California dealers will be forced to check air pressure
Tire dealers and auto repair service providers in California will be required to check the tire pressure of every vehicle they service starting July 1, 2010, thanks to a regulation that was recently adopted by the California Environmental Protection Agency's Air Resources Board.
Some 40,000 service providers will be subject to this regulation, according to the board. Car wash, body and paint, and glass repair businesses are excluded.
The agency believes the mandatory tire pressure check rule will eliminate 700,000 metric tons of greenhouse gas emissions, reduce the state's fuel consumption by 75 million gallons, and extend "the average tire's useful life by 4,700 miles."

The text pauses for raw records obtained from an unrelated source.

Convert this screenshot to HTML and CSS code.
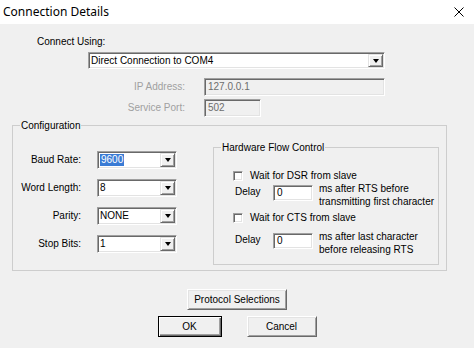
FILE: index.html
```html
<!DOCTYPE html>
<html lang="en">
<head>
  <meta charset="UTF-8">
  <title>Connection Details</title>
  <link rel="stylesheet" href="styles.css">
</head>
<body>

<div class="window">
  <!--标题栏-->
  <div class="titlebar">
    <span class="title">Connection Details</span>
    <svg class="close" width="10" height="10" viewBox="0 0 10 10">
      <path d="M0.5 0.5 L9.5 9.5 M9.5 0.5 L0.5 9.5" stroke="#000" stroke-width="1" fill="none"/>
    </svg>
  </div>

  <div class="dialog">
    <div class="connect-label">Connect Using:</div>
    <div class="combo combo-wide">
      <span class="combo-text">Direct Connection to COM4</span>
      <span class="combo-btn"><i class="arrow"></i></span>
    </div>

    <div class="addr-row">
      <span class="addr-label">IP Address:</span>
      <div class="field field-disabled field-ip">127.0.0.1</div>
    </div>
    <div class="addr-row addr-row-port">
      <span class="addr-label">Service Port:</span>
      <div class="field field-disabled field-port">502</div>
    </div>

    <fieldset class="group group-config">
      <legend>Configuration</legend>
      <div class="config-body">
        <!--串口参数-->
        <div class="serial">
          <div class="serial-row">
            <span class="serial-label">Baud Rate:</span>
            <div class="combo combo-small">
              <span class="combo-text"><span class="sel">9600</span></span>
              <span class="combo-btn"><i class="arrow"></i></span>
            </div>
          </div>
          <div class="serial-row">
            <span class="serial-label">Word Length:</span>
            <div class="combo combo-small">
              <span class="combo-text">8</span>
              <span class="combo-btn"><i class="arrow"></i></span>
            </div>
          </div>
          <div class="serial-row">
            <span class="serial-label">Parity:</span>
            <div class="combo combo-small">
              <span class="combo-text">NONE</span>
              <span class="combo-btn"><i class="arrow"></i></span>
            </div>
          </div>
          <div class="serial-row">
            <span class="serial-label">Stop Bits:</span>
            <div class="combo combo-small">
              <span class="combo-text">1</span>
              <span class="combo-btn"><i class="arrow"></i></span>
            </div>
          </div>
        </div>

        <!--硬件流控-->
        <fieldset class="group group-flow">
          <legend>Hardware Flow Control</legend>
          <div class="check-row">
            <span class="check"></span>
            <span class="check-text">Wait for DSR from slave</span>
          </div>
          <div class="delay-row">
            <span class="delay-label">Delay</span>
            <div class="field field-delay">0</div>
            <div class="delay-note">ms after RTS before<br>transmitting first character</div>
          </div>
          <div class="check-row check-row-2">
            <span class="check"></span>
            <span class="check-text">Wait for CTS from slave</span>
          </div>
          <div class="delay-row delay-row-2">
            <span class="delay-label">Delay</span>
            <div class="field field-delay">0</div>
            <div class="delay-note">ms after last character<br>before releasing RTS</div>
          </div>
        </fieldset>
      </div>
    </fieldset>

    <div class="btn-row">
      <button class="btn btn-proto">Protocol Selections</button>
    </div>
    <div class="btn-row btn-row-main">
      <button class="btn btn-default btn-ok">OK</button>
      <button class="btn btn-cancel">Cancel</button>
    </div>
  </div>
</div>

</body>
</html>
```

FILE: styles.css
```css
* {
  margin: 0;
  padding: 0;
  box-sizing: border-box;
}

body {
  width: 474px;
  height: 348px;
  overflow: hidden;
  background-color: #f0f0f0;
  font: 10px/12px "Liberation Sans", Arial, sans-serif;
  color: #000;
}

.titlebar {
  height: 24px;
  background-color: #fff;
  display: flex;
  align-items: center;
  justify-content: space-between;
  padding: 0 10px 0 3px;
}

.title {
  font: 12px/16px "Noto Sans", "Open Sans", sans-serif;
}

.close {
  display: block;
}

.dialog {
  height: 324px;
  background-color: #f0f0f0;
}

.connect-label {
  padding: 12px 0 0 37px;
  line-height: 12px;
}

/*
  下拉框：白色底，凹陷边框，右边一个小按钮
*/
.combo {
  height: 17px;
  display: flex;
  background-color: #fff;
  border-top: 1px solid #a0a0a0;
  border-left: 1px solid #a0a0a0;
  border-right: 1px solid #fff;
  border-bottom: 1px solid #fff;
  box-shadow: inset 1px 1px 0 #696969, inset -1px -1px 0 #e3e3e3;
  padding: 1px;
}

.combo-wide {
  width: 297px;
  margin: 4px 0 0 88px;
}

.combo-text {
  flex: 1;
  padding-left: 1px;
  line-height: 13px;
  white-space: nowrap;
}

.combo-btn {
  width: 15px;
  display: flex;
  align-items: center;
  justify-content: center;
  background-color: #f0f0f0;
  border-top: 1px solid #e3e3e3;
  border-left: 1px solid #e3e3e3;
  border-right: 1px solid #696969;
  border-bottom: 1px solid #696969;
  box-shadow: inset 1px 1px 0 #fff, inset -1px -1px 0 #a0a0a0;
}

.arrow {
  width: 0;
  height: 0;
  border-left: 3.5px solid transparent;
  border-right: 3.5px solid transparent;
  border-top: 4px solid #000;
}

.field {
  border-top: 1px solid #a0a0a0;
  border-left: 1px solid #a0a0a0;
  border-right: 1px solid #fff;
  border-bottom: 1px solid #fff;
  box-shadow: inset 1px 1px 0 #696969, inset -1px -1px 0 #e3e3e3;
  padding: 2px 0 0 3px;
  background-color: #fff;
  line-height: 12px;
}

.field-disabled {
  background-color: #f0f0f0;
  color: #6d6d6d;
}

.addr-row {
  display: flex;
  align-items: center;
  margin-top: 9px;
}

.addr-row-port {
  margin-top: 3px;
}

.addr-label {
  width: 185px;
  text-align: right;
  color: #a0a0a0;
  margin-right: 19px;
}

.field-ip {
  width: 181px;
  height: 18px;
}

.field-port {
  width: 57px;
  height: 18px;
}

/* 分组框 */
.group {
  border: 1px solid #cdcdcd;
  min-width: 0;
}

.group legend {
  margin-left: 7px;
  padding: 0 1px;
  line-height: 13px;
}

.group-config {
  width: 435px;
  margin: 2px 0 0 12px;
  padding-bottom: 5px;
}

.config-body {
  display: flex;
  align-items: flex-start;
}

.serial {
  margin-top: 19px;
  display: flex;
  flex-direction: column;
  gap: 10px;
}

.serial-row {
  display: flex;
  align-items: center;
  height: 18px;
}

.serial-label {
  width: 68px;
  text-align: right;
  margin-right: 16px;
}

.combo-small {
  width: 80px;
  height: 18px;
}

.combo-small .combo-text {
  line-height: 14px;
  padding-left: 1px;
}

.sel {
  display: inline-block;
  background-color: #3a7bd5;
  color: #fff;
  padding: 0 1px;
  line-height: 12px;
}

.group-flow {
  width: 226px;
  margin: 9px 0 0 36px;
  padding-bottom: 8px;
}

.check-row {
  display: flex;
  align-items: center;
  height: 13px;
  margin-top: 15px;
  padding-left: 19px;
  line-height: 13px;
}

.check-row-2 {
  margin-top: 3px;
}

.check {
  width: 10px;
  height: 10px;
  background-color: #fff;
  border-top: 1px solid #a0a0a0;
  border-left: 1px solid #a0a0a0;
  border-right: 1px solid #fff;
  border-bottom: 1px solid #fff;
  box-shadow: inset 1px 1px 0 #696969, inset -1px -1px 0 #e3e3e3;
  margin-right: 7px;
}

.delay-row {
  display: flex;
  align-items: flex-start;
  padding-left: 21px;
  height: 26px;
}

.delay-row-2 {
  margin-top: 6px;
}

.delay-label {
  width: 38px;
  margin-top: 3px;
  line-height: 14px;
}

.field-delay {
  width: 40px;
  height: 16px;
  margin-top: 3px;
  padding-top: 1px;
}

.delay-note {
  margin-left: 6px;
  line-height: 13px;
}

/* 按钮 */
.btn-row {
  display: flex;
  justify-content: center;
  gap: 25px;
  margin-top: 18px;
}

.btn-row-main {
  margin-top: 6px;
}

.btn {
  height: 21px;
  font: 10px/12px "Liberation Sans", Arial, sans-serif;
  color: #000;
  background-color: #f0f0f0;
  border-top: 1px solid #fff;
  border-left: 1px solid #fff;
  border-right: 1px solid #696969;
  border-bottom: 1px solid #696969;
  box-shadow: inset 1px 1px 0 #e3e3e3, inset -1px -1px 0 #a0a0a0;
}

.btn-proto {
  width: 100px;
}

.btn-ok {
  width: 64px;
}

.btn-cancel {
  width: 70px;
}

.btn-default {
  border: 1px solid #000;
  box-shadow: inset 1px 1px 0 #fff, inset -1px -1px 0 #696969, inset -2px -2px 0 #a0a0a0;
}
```
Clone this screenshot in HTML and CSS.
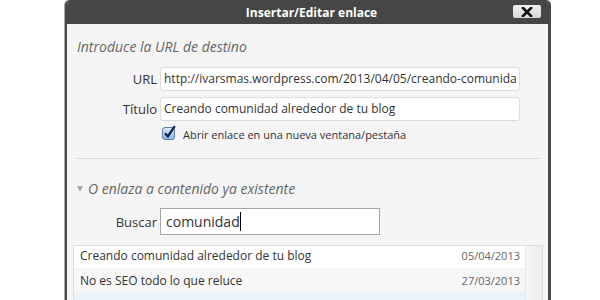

The Rubber Manufacturers Association (RMA) supports the regulation. Spokesman Dan Zielinksi says it will "help protect California's environment, help consumers save money in fuel and tire costs, and help Californians optimize vehicle safety."
The board estimates that the cost of implementing the new regulation "balanced with the benefits from the measures" will save each Californian $12 per year.
"About 38% of vehicles on the road in California today have severely underinflated tires, six pounds under manufacturer's recommendations."
The Air Resources Board has been charged with the task of drafting and enacting strategies that will reduce California's greenhouse gas emissions. Recently, the board proposed a "low carbon fuel standard," a regulation that seeks to curb greenhouse gas emissions from all of the state's vehicles.